# WHAT YOU SHOULD DO:
In the copy, include every entry exactly but none of the pictures.

# RECORD LIST:

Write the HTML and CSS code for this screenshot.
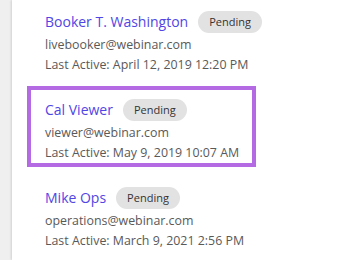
FILE: index.html
```html
<!DOCTYPE html>
<html>
<head>
<meta charset="utf-8">
<link rel="stylesheet" href="styles.css">
</head>
<body>
<div class="panel">
  <ul class="list">
    <li class="item">
      <div class="name-row"><span class="name">Booker T. Washington</span><span class="pill">Pending</span></div>
      <div class="line">livebooker@webinar.com</div>
      <div class="line">Last Active: April 12, 2019 12:20 PM</div>
    </li>
    <li class="item selected">
      <div class="name-row"><span class="name">Cal Viewer</span><span class="pill">Pending</span></div>
      <div class="line">viewer@webinar.com</div>
      <div class="line">Last Active: May 9, 2019 10:07 AM</div>
    </li>
    <li class="item">
      <div class="name-row"><span class="name">Mike Ops</span><span class="pill">Pending</span></div>
      <div class="line">operations@webinar.com</div>
      <div class="line">Last Active: March 9, 2021 2:56 PM</div>
    </li>
  </ul>
</div>
</body>
</html>
```
FILE: styles.css
```css
html, body {
  margin: 0;
  padding: 0;
  height: 100%;
  background: #efefef;
  font-family: "Open Sans", "Liberation Sans", sans-serif;
  overflow: hidden;
}
.panel {
  margin-left: 12px;
  height: 100%;
  background: #ffffff;
  box-shadow: -1px 0 2px rgba(0, 0, 0, 0.12);
}
.list {
  list-style: none;
  margin: 0;
  padding: 0 0 0 15px;
  display: flex;
  flex-direction: column;
  gap: 7px;
  position: relative;
  top: -2px;
}
.item {
  box-sizing: border-box;
  width: 229px;
  height: 81px;
  border: 4px solid transparent;
  padding: 6px 0 1px 14px;
}
.item.selected {
  border-color: #b36ae2;
}
.name-row {
  height: 27px;
  display: flex;
  align-items: center;
  gap: 10px;
}
.name {
  font-size: 14px;
  color: #5046e5;
  white-space: nowrap;
}
.pill {
  background: #e2e2e2;
  border-radius: 11px;
  height: 22px;
  padding: 0 11px;
  display: flex;
  align-items: center;
  font-size: 11px;
  color: #333;
}
.line {
  font-size: 12.4px;
  line-height: 20px;
  color: #595959;
  white-space: nowrap;
}
```
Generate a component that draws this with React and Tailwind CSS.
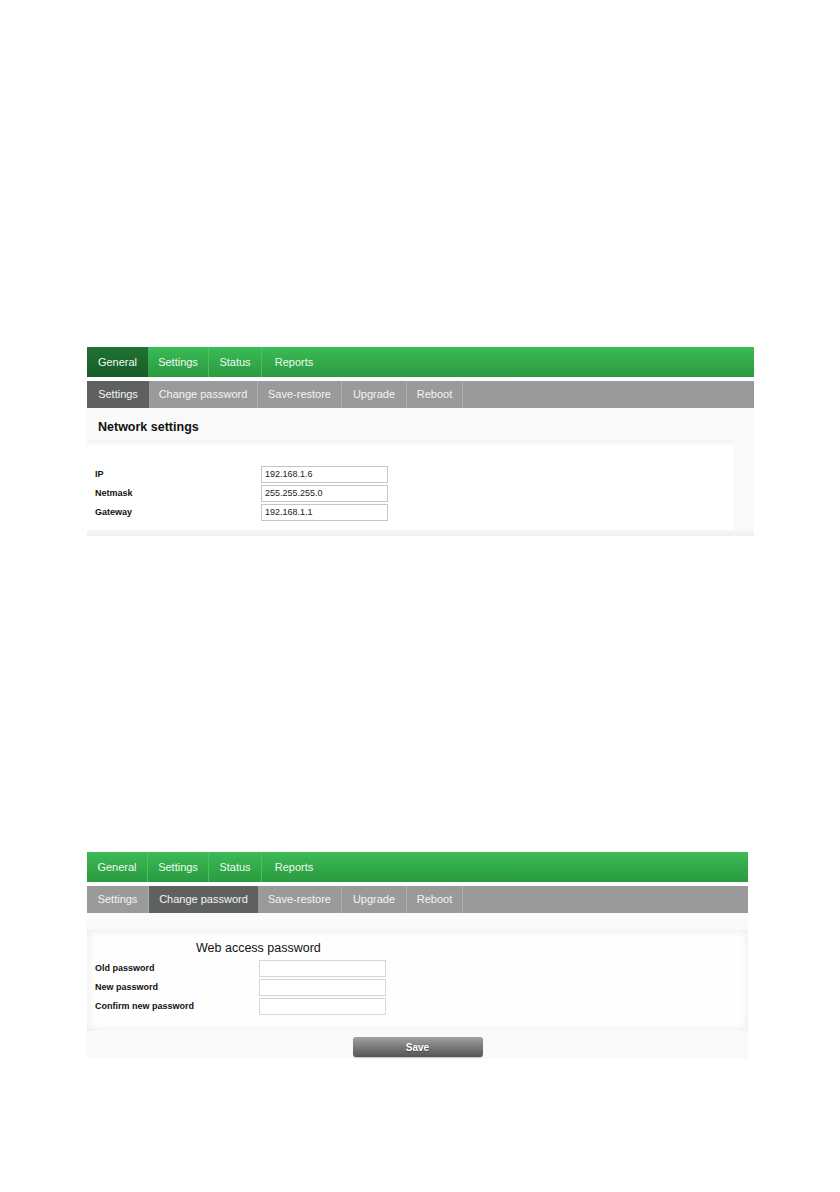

# WRITTEN SOLUTION:
Write the HTML and CSS code for this screenshot.
FILE: index.html
```html
<!DOCTYPE html>
<html>
<head>
<meta charset="utf-8">
<link rel="stylesheet" href="styles.css">
</head>
<body>
<div class="panel">
  <ul class="list">
    <li class="item">
      <div class="name-row"><span class="name">Booker T. Washington</span><span class="pill">Pending</span></div>
      <div class="line">livebooker@webinar.com</div>
      <div class="line">Last Active: April 12, 2019 12:20 PM</div>
    </li>
    <li class="item selected">
      <div class="name-row"><span class="name">Cal Viewer</span><span class="pill">Pending</span></div>
      <div class="line">viewer@webinar.com</div>
      <div class="line">Last Active: May 9, 2019 10:07 AM</div>
    </li>
    <li class="item">
      <div class="name-row"><span class="name">Mike Ops</span><span class="pill">Pending</span></div>
      <div class="line">operations@webinar.com</div>
      <div class="line">Last Active: March 9, 2021 2:56 PM</div>
    </li>
  </ul>
</div>
</body>
</html>
```
FILE: styles.css
```css
html, body {
  margin: 0;
  padding: 0;
  height: 100%;
  background: #efefef;
  font-family: "Open Sans", "Liberation Sans", sans-serif;
  overflow: hidden;
}
.panel {
  margin-left: 12px;
  height: 100%;
  background: #ffffff;
  box-shadow: -1px 0 2px rgba(0, 0, 0, 0.12);
}
.list {
  list-style: none;
  margin: 0;
  padding: 0 0 0 15px;
  display: flex;
  flex-direction: column;
  gap: 7px;
  position: relative;
  top: -2px;
}
.item {
  box-sizing: border-box;
  width: 229px;
  height: 81px;
  border: 4px solid transparent;
  padding: 6px 0 1px 14px;
}
.item.selected {
  border-color: #b36ae2;
}
.name-row {
  height: 27px;
  display: flex;
  align-items: center;
  gap: 10px;
}
.name {
  font-size: 14px;
  color: #5046e5;
  white-space: nowrap;
}
.pill {
  background: #e2e2e2;
  border-radius: 11px;
  height: 22px;
  padding: 0 11px;
  display: flex;
  align-items: center;
  font-size: 11px;
  color: #333;
}
.line {
  font-size: 12.4px;
  line-height: 20px;
  color: #595959;
  white-space: nowrap;
}
```
Generate a component that draws this with React and Tailwind CSS.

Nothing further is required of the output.